Imagination lives inside our minds, invisible to the naked eye. We witness the unfolding of our thoughts, alone. Does that make them delusions? Where do we draw that line?
In childhood, art seeped through my pores. I expressed myself with ink, color, and words. Children’s books flowed from my fingers like fluid speech; my typewriter became an extension of myself.
Without imagination, my world would be dark. An environment void of creativity is unfathomable. However, for a twelve-year-old girl struggling with her first signs of depression, my darkness was leading me into that cavern. I knew nothing about delusions and their possible connections to my imagination.

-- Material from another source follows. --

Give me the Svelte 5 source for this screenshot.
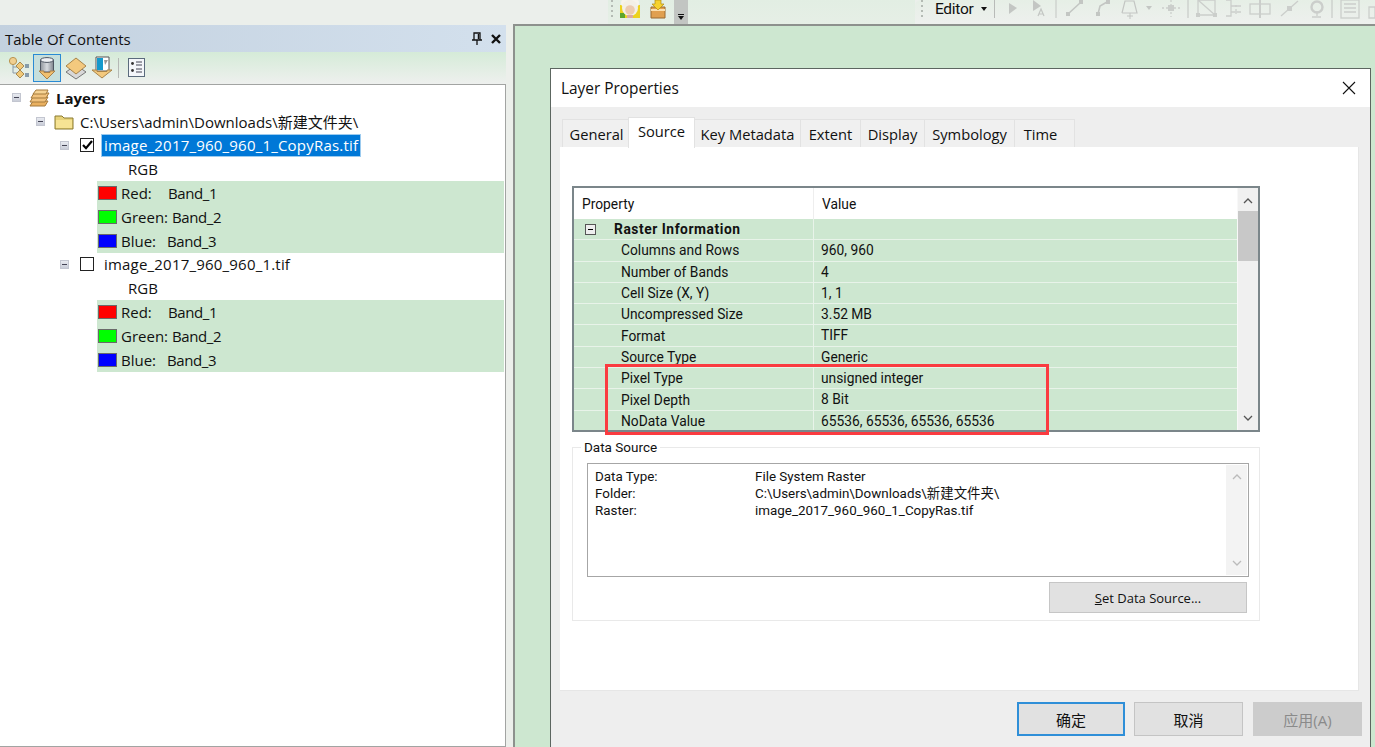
<script>
  const layers = [
    { name: "image_2017_960_960_1_CopyRas.tif", checked: true },
    { name: "image_2017_960_960_1.tif", checked: false },
  ];
  const bands = [
    { label: "Red:", gap: "bred", band: "Band_1", color: "#ff0000" },
    { label: "Green:", gap: "bgreen", band: "Band_2", color: "#00ff00" },
    { label: "Blue:", gap: "bblue", band: "Band_3", color: "#0000ff" },
  ];
  const tabs = [
    { name: "General", width: 67 },
    { name: "Source", width: 67 },
    { name: "Key Metadata", width: 107 },
    { name: "Extent", width: 61 },
    { name: "Display", width: 65 },
    { name: "Symbology", width: 91 },
    { name: "Time", width: 61 },
  ];
  const props = [
    ["Columns and Rows", "960, 960"],
    ["Number of Bands", "4"],
    ["Cell Size (X, Y)", "1, 1"],
    ["Uncompressed Size", "3.52 MB"],
    ["Format", "TIFF"],
    ["Source Type", "Generic"],
    ["Pixel Type", "unsigned integer"],
    ["Pixel Depth", "8 Bit"],
    ["NoData Value", "65536, 65536, 65536, 65536"],
  ];
  const source = [
    ["Data Type:", "File System Raster"],
    ["Folder:", "C:\\Users\\admin\\Downloads\\新建文件夹\\"],
    ["Raster:", "image_2017_960_960_1_CopyRas.tif"],
  ];
</script>

<div class="page">
  <header class="topbar">
    <div class="tools-a">
      <span class="grip"></span>
      <svg class="sheep" width="20" height="19" viewBox="0 0 20 19">
        <rect x="0" y="5" width="20" height="13" fill="#ecd21e" />
        <rect x="0" y="13" width="5" height="5" fill="#5da52c" />
        <circle cx="5" cy="3" r="4" fill="#f6f3ec" />
        <circle cx="15" cy="3" r="4" fill="#f6f3ec" />
        <circle cx="10" cy="8" r="8" fill="#f3efe6" />
        <circle cx="10" cy="10" r="4.8" fill="#eccab0" />
        <path d="M7 15h6v3H7z" fill="#dca9a0" />
      </svg>
      <svg class="parcel" width="16" height="19" viewBox="0 0 16 19">
        <path d="M1 7h14v11H1z" fill="#e0a050" stroke="#9a6a30" />
        <path d="M1 10h14" stroke="#fbe0b0" stroke-width="2" />
        <path d="M5 0h6v4h3l-6 6-6-6h3z" fill="#f6d22e" stroke="#b08a10" stroke-width=".7" />
      </svg>
      <span class="more"><i></i><b></b></span>
    </div>
    <div class="tools-b">
      <span class="grip"></span>
      <span class="editor">Editor</span>
      <span class="caret"></span>
      <span class="vsep"></span>
      <!-- origin of this strip is x=1000 -->
      <svg class="dis s1" width="160" height="20" viewBox="0 0 160 20" fill="none" stroke="#c3c6c3" stroke-width="1.6">
        <path d="M9 3l8 5-8 6z" fill="#c3c6c3" stroke="none" />
        <path d="M33 0l8 6-8 5z" fill="#c3c6c3" stroke="none" />
        <path d="M38 16l3-7 3 7M39 14h4" stroke-width="1.2" />
        <path d="M56 0v18" stroke-width="1" />
        <path d="M68 14L80 3" />
        <rect x="66" y="12" width="4" height="4" fill="#c3c6c3" stroke="none" />
        <rect x="79" y="0" width="4" height="4" fill="#c3c6c3" stroke="none" />
        <path d="M98 14l2-8 7-4" />
        <rect x="96" y="12" width="4" height="4" fill="#c3c6c3" stroke="none" />
        <rect x="106" y="0" width="4" height="4" fill="#c3c6c3" stroke="none" />
        <path d="M122 13l3-12h9l3 12h-15" stroke-width="1.2" />
        <path d="M127 16h6M130 13v6" stroke-width="1" />
        <path d="M146 6h6l-3 4z" fill="#c3c6c3" stroke="none" />
      </svg>
      <!-- origin of this strip is x=1160 -->
      <svg class="dis" width="215" height="20" viewBox="0 0 215 20" fill="none" stroke="#cbcecb" stroke-width="1.3">
        <path d="M2 8h18M11 0v17" stroke-dasharray="2 2" />
        <rect x="8" y="5" width="6" height="6" fill="#cbcecb" stroke="none" />
        <path d="M28 0v18" stroke-width="1" stroke="#c0c3c0" />
        <path d="M38 0h17v15H38zM38 0l17 15" />
        <rect x="36" y="13" width="4" height="4" fill="#cbcecb" stroke="none" />
        <rect x="53" y="13" width="4" height="4" fill="#cbcecb" stroke="none" />
        <path d="M66 0h5v16h-5M71 6h10M71 12h10" />
        <path d="M76 5v9" stroke-dasharray="2 2" />
        <rect x="90" y="4" width="20" height="10" />
        <path d="M100 0v18" stroke-width="2" />
        <path d="M121 16L138 1" />
        <rect x="127" y="6" width="5" height="5" fill="#cbcecb" stroke="none" />
        <circle cx="157" cy="7" r="5.5" stroke-width="2.4" />
        <path d="M157 11v5M152 17h9" />
        <path d="M172 0v18" stroke-width="1" stroke="#c0c3c0" />
        <rect x="181" y="0" width="18" height="18" />
        <path d="M184 4h12M184 8h12M184 12h12" />
        <path d="M209 7h6v11h-6z" />
      </svg>
    </div>
  </header>

  <div class="body">
    <aside class="toc">
      <div class="toc-title">
        <span>Table Of Contents</span>
        <span class="title-btns">
          <svg width="12" height="14" viewBox="0 0 12 14"><path d="M3 1h6v7H3zM1 8h10M6 8v5M7.4 2v5" fill="none" stroke="#111" stroke-width="1.3" /></svg>
          <svg width="12" height="12" viewBox="0 0 12 12"><path d="M2 2l8 8M10 2l-8 8" stroke="#111" stroke-width="2.4" /></svg>
        </span>
      </div>
      <div class="toc-tools">
        <svg width="22" height="24" viewBox="0 0 22 24" fill="none">
          <path d="M5 7v10h6M5 11h6" stroke="#8a9aa8" />
          <circle cx="5" cy="5" r="3.6" fill="#f0cf90" stroke="#b99450" />
          <path d="M12 6l4 4-4 4-4-4z" fill="#f0c878" stroke="#a88a50" />
          <path d="M12 14l4 4-4 4-4-4z" fill="#f0c878" stroke="#a88a50" />
          <path d="M17 9h4M17 11h4M17 18h4M17 20h4" stroke="#2a4a70" />
        </svg>
        <span class="tool-on">
          <svg width="20" height="24" viewBox="0 0 20 24">
            <defs>
              <linearGradient id="cyl" x1="0" x2="1" y1="0" y2="0">
                <stop offset="0" stop-color="#8f949c" />
                <stop offset=".5" stop-color="#d8dbe0" />
                <stop offset="1" stop-color="#7e838c" />
              </linearGradient>
            </defs>
            <path d="M3.5 4h13v12h-13z" fill="url(#cyl)" stroke="#4d5562" />
            <ellipse cx="10" cy="4" rx="6.5" ry="2.4" fill="#eef0f4" stroke="#4d5562" />
            <path d="M2 15h5v1.5h6V15h5l-8 8z" fill="#f0c070" stroke="#a8804a" />
          </svg>
        </span>
        <svg width="24" height="24" viewBox="0 0 24 24">
          <path d="M12 9l10 7-10 7-10-7z" fill="#d8d8d8" stroke="#777" />
          <path d="M12 2l10 8-10 8-10-8z" fill="#f3c97e" stroke="#a8844a" />
        </svg>
        <svg width="22" height="24" viewBox="0 0 22 24">
          <path d="M5 1h13v14H5z" fill="#fff" stroke="#555" />
          <path d="M6 2h6v12H6z" fill="#1599cc" />
          <path d="M13 4h4l-3 5z" fill="#999" />
          <path d="M1 14h5v1.5h10V14h5l-10 8z" fill="#f3c97e" stroke="#a8844a" />
        </svg>
        <span class="tool-sep"></span>
        <svg width="18" height="20" viewBox="0 0 18 20" fill="none">
          <rect x=".5" y=".5" width="16" height="18" fill="#f4f6fa" stroke="#5b6b7d" />
          <circle cx="4.5" cy="5.5" r="1.4" fill="#333" />
          <circle cx="4.5" cy="12.5" r="1.4" fill="#333" />
          <path d="M8 4h6M8 7h6M8 11h6M8 14h6" stroke="#445" />
        </svg>
      </div>
      <div class="tree">
        <div class="row root">
          <span class="box"></span>
          <svg class="layers-ic" width="22" height="18" viewBox="0 0 22 18">
            <path d="M5 12h15l-3 5H2z" fill="#e9b060" stroke="#a57a3c" />
            <path d="M5 8h15l-3 5H2z" fill="#f1c27d" stroke="#a57a3c" />
            <path d="M6 4h15l-3 5H3z" fill="#f1c27d" stroke="#a57a3c" />
            <path d="M8 1h12l-2 4H5z" fill="#f6d394" stroke="#a57a3c" />
          </svg>
          <b>Layers</b>
        </div>
        <div class="row folder">
          <span class="box"></span>
          <svg width="20" height="16" viewBox="0 0 20 16">
            <path d="M1 2h7l2 2h9v11H1z" fill="#e7d27a" stroke="#8a7a30" />
            <path d="M2 6h16v8H2z" fill="#f6e394" />
          </svg>
          <span>C:\Users\admin\Downloads\新建文件夹\</span>
        </div>
        {#each layers as layer}
          <div class="row layer">
            <span class="box"></span>
            <span class="check">
              {#if layer.checked}
                <svg width="11" height="10" viewBox="0 0 11 10"><path d="M1 5l3 3.2L10 1" fill="none" stroke="#000" stroke-width="2.2" /></svg>
              {/if}
            </span>
            <span class="lname" class:sel={layer.checked}>{layer.name}</span>
          </div>
          <div class="row rgb">RGB</div>
          <div class="bands">
            {#each bands as b}
              <div class="row band">
                <span class="swatch" style="background: {b.color}"></span>
                <span class="blabel {b.gap}">{b.label}</span>
                <span class="bname">{b.band}</span>
              </div>
            {/each}
          </div>
        {/each}
      </div>
    </aside>

    <main class="map">
      <section class="dialog">
        <div class="dlg-title">
          <span>Layer Properties</span>
          <svg width="14" height="14" viewBox="0 0 14 14"><path d="M1 1l12 12M13 1L1 13" stroke="#111" stroke-width="1.1" /></svg>
        </div>
        <div class="tabs">
          {#each tabs as t}
            <span class="tab" class:active={t.name === "Source"} style="width: {t.width}px">{t.name}</span>
          {/each}
        </div>
        <div class="panel">
          <div class="grid-wrap">
            <div class="grid">
              <div class="grid-main">
                <div class="ghead">
                  <span>Property</span>
                  <span>Value</span>
                </div>
                <div class="grow group">
                  <span class="c1">
                    <span class="minus"></span>
                    <b>Raster Information</b>
                  </span>
                  <span class="c2"></span>
                </div>
                {#each props as p}
                  <div class="grow">
                    <span class="c1 item">{p[0]}</span>
                    <span class="c2">{p[1]}</span>
                  </div>
                {/each}
              </div>
              <div class="vbar">
                <svg width="10" height="6" viewBox="0 0 10 6"><path d="M1 5l4-4 4 4" fill="none" stroke="#555" stroke-width="1.3" /></svg>
                <span class="thumb"></span>
                <svg class="dn" width="10" height="6" viewBox="0 0 10 6"><path d="M1 1l4 4 4-4" fill="none" stroke="#555" stroke-width="1.3" /></svg>
              </div>
            </div>
            <span class="redbox"></span>
          </div>

          <fieldset class="ds">
            <legend>Data Source</legend>
            <div class="ds-box">
              <div class="ds-text">
                {#each source as s}
                  <div class="ds-row"><span class="k">{s[0]}</span><span>{s[1]}</span></div>
                {/each}
              </div>
              <div class="vbar2">
                <svg width="10" height="6" viewBox="0 0 10 6"><path d="M1 5l4-4 4 4" fill="none" stroke="#bbb" stroke-width="1.3" /></svg>
                <svg width="10" height="6" viewBox="0 0 10 6"><path d="M1 1l4 4 4-4" fill="none" stroke="#bbb" stroke-width="1.3" /></svg>
              </div>
            </div>
            <div class="ds-actions">
              <button class="setbtn"><u>S</u>et Data Source...</button>
            </div>
          </fieldset>
        </div>
        <div class="foot">
          <button class="fbtn ok">确定</button>
          <button class="fbtn">取消</button>
          <button class="fbtn off">应用(A)</button>
        </div>
      </section>
    </main>
  </div>
</div>

<style>
  :global(body) {
    margin: 0;
    overflow: hidden;
  }
  .page {
    width: 1375px;
    height: 747px;
    overflow: hidden;
    display: flex;
    flex-direction: column;
    background: #ecefeb;
    color: #111;
    font-family: "Open Sans", "Noto Sans CJK SC", sans-serif;
  }
  .topbar {
    height: 25px;
    flex: none;
    display: flex;
    padding-left: 608px;
    box-sizing: border-box;
    background: #ebefeb;
  }
  .tools-a {
    width: 307px;
    display: flex;
    align-items: flex-start;
    background: linear-gradient(#e2eee3, #e6efe6);
    box-sizing: border-box;
    padding-left: 3px;
  }
  .grip {
    width: 2px;
    height: 18px;
    flex: none;
    background: repeating-linear-gradient(#b4bbb4 0 2px, transparent 2px 5px);
  }
  .sheep {
    margin-left: 7px;
  }
  .parcel {
    margin-left: 10px;
  }
  .more {
    margin-left: 8px;
    width: 14px;
    height: 24px;
    background: #c2c5c2;
    display: flex;
    flex-direction: column;
    align-items: center;
    justify-content: flex-end;
    gap: 1px;
    padding-bottom: 4px;
    box-sizing: border-box;
  }
  .more i {
    width: 6px;
    height: 1px;
    background: #111;
  }
  .more b {
    border: 3.5px solid transparent;
    border-top: 4px solid #111;
    border-bottom: 0;
  }
  .tools-b {
    flex: 1;
    display: flex;
    align-items: flex-start;
    padding-left: 6px;
    border-top-left-radius: 6px;
    background: linear-gradient(#e6efe6, #eef0ee);
    overflow: hidden;
  }
  .editor {
    margin-left: 12px;
    width: 40px;
    font-family: Roboto, sans-serif;
    font-size: 15.5px;
    line-height: 18px;
    letter-spacing: -0.3px;
    color: #111;
  }
  .caret {
    margin: 7px 0 0 6px;
    border: 3.5px solid transparent;
    border-top: 4px solid #111;
    border-bottom: 0;
  }
  .vsep {
    margin-left: 7px;
    width: 1px;
    height: 18px;
    flex: none;
    background: #b8bbb8;
  }
  .dis {
    flex: none;
  }
  .s1 {
    margin-left: 5px;
  }
  .body {
    flex: 1;
    display: flex;
    min-height: 0;
  }
  .toc {
    width: 506px;
    flex: none;
    display: flex;
    flex-direction: column;
  }
  .toc-title {
    height: 27px;
    flex: none;
    display: flex;
    align-items: center;
    justify-content: space-between;
    padding: 0 4px 0 5px;
    font-size: 15px;
    background: linear-gradient(90deg, #c3d1df, #d3e0ed);
  }
  .title-btns {
    display: flex;
    align-items: center;
    gap: 7px;
  }
  .toc-tools {
    height: 32px;
    flex: none;
    display: flex;
    align-items: center;
    gap: 3px;
    padding-left: 8px;
    box-sizing: border-box;
    background: linear-gradient(#d5ebd8, #eef0ee);
  }
  .tool-on {
    width: 26px;
    height: 26px;
    display: flex;
    align-items: center;
    justify-content: center;
    border: 1px solid #2a8ad4;
    background: #c6dfdc;
  }
  .tool-sep {
    width: 1px;
    height: 20px;
    background: #b5b8b5;
    margin: 0 6px 0 2px;
  }
  .tree {
    flex: 1;
    background: #fff;
    border: 1px solid #a2a4a2;
    border-left: 0;
    box-sizing: border-box;
    padding-top: 1px;
    font-size: 15px;
  }
  .row {
    height: 23.8px;
    display: flex;
    align-items: center;
    white-space: nowrap;
  }
  .box {
    width: 9px;
    height: 9px;
    flex: none;
    box-sizing: border-box;
    background: linear-gradient(#e8eaf0, #c9cdd8);
    border: 1px solid #c3c6d0;
    position: relative;
  }
  .box::after {
    content: "";
    position: absolute;
    left: 1px;
    right: 1px;
    top: 3px;
    height: 1px;
    background: #445;
  }
  .root {
    padding-left: 12px;
  }
  .layers-ic {
    margin: 0 6px 0 7px;
  }
  .folder {
    padding-left: 36px;
    gap: 6px;
  }
  .folder svg {
    margin-left: 3px;
  }
  .layer {
    padding-left: 60px;
  }
  .check {
    width: 14px;
    height: 14px;
    box-sizing: border-box;
    border: 1px solid #222;
    margin-left: 11px;
    display: flex;
    align-items: center;
    justify-content: center;
  }
  .lname {
    margin-left: 7px;
    padding: 0 3px;
    height: 23px;
    line-height: 23px;
    box-sizing: border-box;
    letter-spacing: 0.2px;
  }
  .lname.sel {
    background: #0078d7;
    color: #fff;
    outline: 1px solid #9ccbef;
    outline-offset: -1px;
  }
  .rgb {
    padding-left: 128px;
  }
  .bands {
    margin: 0 1px 0 97px;
    background: #cde7d0;
  }
  .swatch {
    width: 19px;
    height: 14px;
    box-sizing: border-box;
    border: 1px solid #6a6a6a;
    margin: 0 4px 0 1px;
  }
  .blabel {
    display: inline-block;
  }
  .bname {
    letter-spacing: -0.4px;
  }
  .bred {
    width: 47px;
  }
  .bgreen {
    width: 51px;
  }
  .bblue {
    width: 46px;
  }
  .map {
    flex: 1;
    margin: -1px 0 0 7px;
    border-left: 2px solid #8d918d;
    border-top: 2px solid #8d918d;
    background: #cde7d0;
    position: relative;
  }
  .dialog {
    position: absolute;
    left: 35px;
    top: 42px;
    width: 821px;
    height: 700px;
    box-sizing: border-box;
    border: 1px solid #5c6660;
    background: #eeeeee;
    display: flex;
    flex-direction: column;
  }
  .dlg-title {
    height: 38px;
    flex: none;
    background: #fff;
    display: flex;
    align-items: center;
    justify-content: space-between;
    padding: 0 14px 0 10px;
    font-size: 15.4px;
  }
  .tabs {
    margin: 12px 0 0 12px;
    height: 28px;
    display: flex;
    align-items: flex-end;
    flex: none;
    font-size: 14.7px;
  }
  .tab {
    height: 28px;
    box-sizing: border-box;
    border: 1px solid #e2e2e2;
    border-bottom: 0;
    margin-left: -1px;
    display: flex;
    align-items: center;
    justify-content: center;
    background: #f0f0f0;
  }
  .tab:first-child {
    padding-left: 2px;
  }
  .tab:last-child {
    padding-right: 8px;
  }
  .tab.active {
    height: 31px;
    background: #fff;
    margin-bottom: -1px;
    padding-bottom: 5px;
    position: relative;
  }
  .panel {
    width: 799px;
    height: 544px;
    margin-left: 9px;
    flex: none;
    background: #fff;
    box-sizing: border-box;
    padding: 39px 98px 0 12px;
    border-right: 1px solid #e6e6e6;
    border-bottom: 1px solid #e6e6e6;
  }
  .grid-wrap {
    position: relative;
  }
  .grid {
    height: 246px;
    box-sizing: border-box;
    border: 2px solid #7b868a;
    display: flex;
    font-family: Roboto, "Noto Sans CJK SC", sans-serif;
    font-size: 13.8px;
    overflow: hidden;
  }
  .grid-main {
    flex: 1;
    min-width: 0;
  }
  .ghead {
    height: 31px;
    display: grid;
    grid-template-columns: 239px 1fr;
    align-items: center;
  }
  .ghead span {
    padding-left: 8px;
    height: 100%;
    display: flex;
    align-items: center;
  }
  .ghead span + span {
    border-left: 1px solid #eee;
  }
  .grow {
    height: 21.3px;
    box-sizing: border-box;
    display: grid;
    grid-template-columns: 239px 1fr;
    background: #cde7d0;
    border-bottom: 1px solid #e8f3e9;
    line-height: 20px;
  }
  .group b {
    letter-spacing: 0.55px;
  }
  .c2 {
    border-left: 1px solid #e8f3e9;
    padding-left: 7px;
  }
  .c1 {
    display: flex;
    align-items: center;
  }
  .item {
    padding-left: 47px;
  }
  .minus {
    width: 11px;
    height: 11px;
    box-sizing: border-box;
    border: 1px solid #555;
    background: #eee;
    margin: 0 18px 0 11px;
    position: relative;
  }
  .minus::after {
    content: "";
    position: absolute;
    left: 2px;
    right: 2px;
    top: 4px;
    height: 1px;
    background: #000;
  }
  .vbar {
    width: 21px;
    flex: none;
    background: #f0f0f0;
    border-left: 1px solid #f8f8f8;
    display: flex;
    flex-direction: column;
    align-items: center;
    padding-top: 10px;
    box-sizing: border-box;
  }
  .thumb {
    align-self: stretch;
    height: 50px;
    margin-top: 7px;
    background: #c8c8c8;
  }
  .dn {
    margin-top: auto;
    margin-bottom: 9px;
  }
  .redbox {
    position: absolute;
    left: 33px;
    top: 178px;
    width: 444px;
    height: 71px;
    box-sizing: border-box;
    border: 3px solid #fa3b40;
  }
  .ds {
    margin: 7px 0 0;
    padding: 0;
    height: 182px;
    box-sizing: border-box;
    border: 1px solid #e9e9e9;
    font-family: Roboto, "Noto Sans CJK SC", sans-serif;
    font-size: 13.4px;
  }
  .ds legend {
    margin-left: 8px;
    padding: 0 3px;
    font-size: 13.5px;
    line-height: 16px;
  }
  .ds-box {
    margin: 8px 10px 0 14px;
    height: 114px;
    box-sizing: border-box;
    border: 1px solid #a6a6a6;
    display: flex;
  }
  .ds-text {
    flex: 1;
    padding: 4px 0 0 7px;
  }
  .ds-row {
    height: 17px;
    line-height: 17px;
    display: flex;
  }
  .k {
    width: 160px;
  }
  .vbar2 {
    width: 21px;
    margin: 1px 1px 1px 0;
    background: #f3f3f3;
    display: flex;
    flex-direction: column;
    justify-content: space-between;
    align-items: center;
    padding: 9px 0;
    box-sizing: border-box;
  }
  .ds-actions {
    display: flex;
    justify-content: flex-end;
    margin: 5px 12px 0 0;
  }
  button {
    font-family: "Open Sans", "Noto Sans CJK SC", sans-serif;
    color: #111;
    padding: 0;
  }
  .setbtn {
    width: 198px;
    height: 31px;
    background: #e1e1e1;
    border: 1px solid #c6c6c6;
    font-size: 13px;
  }
  .foot {
    display: flex;
    gap: 9px;
    margin: 11px 0 0 466px;
  }
  .fbtn {
    width: 109px;
    height: 34px;
    background: #e1e1e1;
    border: 1px solid #c4c4c4;
    font-size: 15px;
  }
  .fbtn.ok {
    width: 108px;
    border: 2px solid #2f8fd8;
  }
  .fbtn.off {
    background: #cccccc;
    border-color: #cccccc;
    color: #8a8a8a;
    margin-left: 1px;
  }
</style>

Years later, dancing between depression and mania, I had a psychotic break. When I was twenty-five years old, I checked into a psychiatric hospital, where the “schizo” part of my disorder came out to play. I had hallucinations, nightmares, and delusions. These are events I could never have imagined. I was filled with untruths, convinced they were facts. During this period in my life, I coped with madness by utilizing words and colors. My imagination was my safe haven, the location of my inner peace.
I believe that delusions differ from imagination in many ways, though they share key ingredients. Both are intangible, but delusions cause us to reach an edge and blindly fall into chaos. Imagination is kept secret in our minds, a place only we can visit. We are free to wander safely and dive head first into an abyss of our choosing. Imagination is openly followed. Delusions are intruders.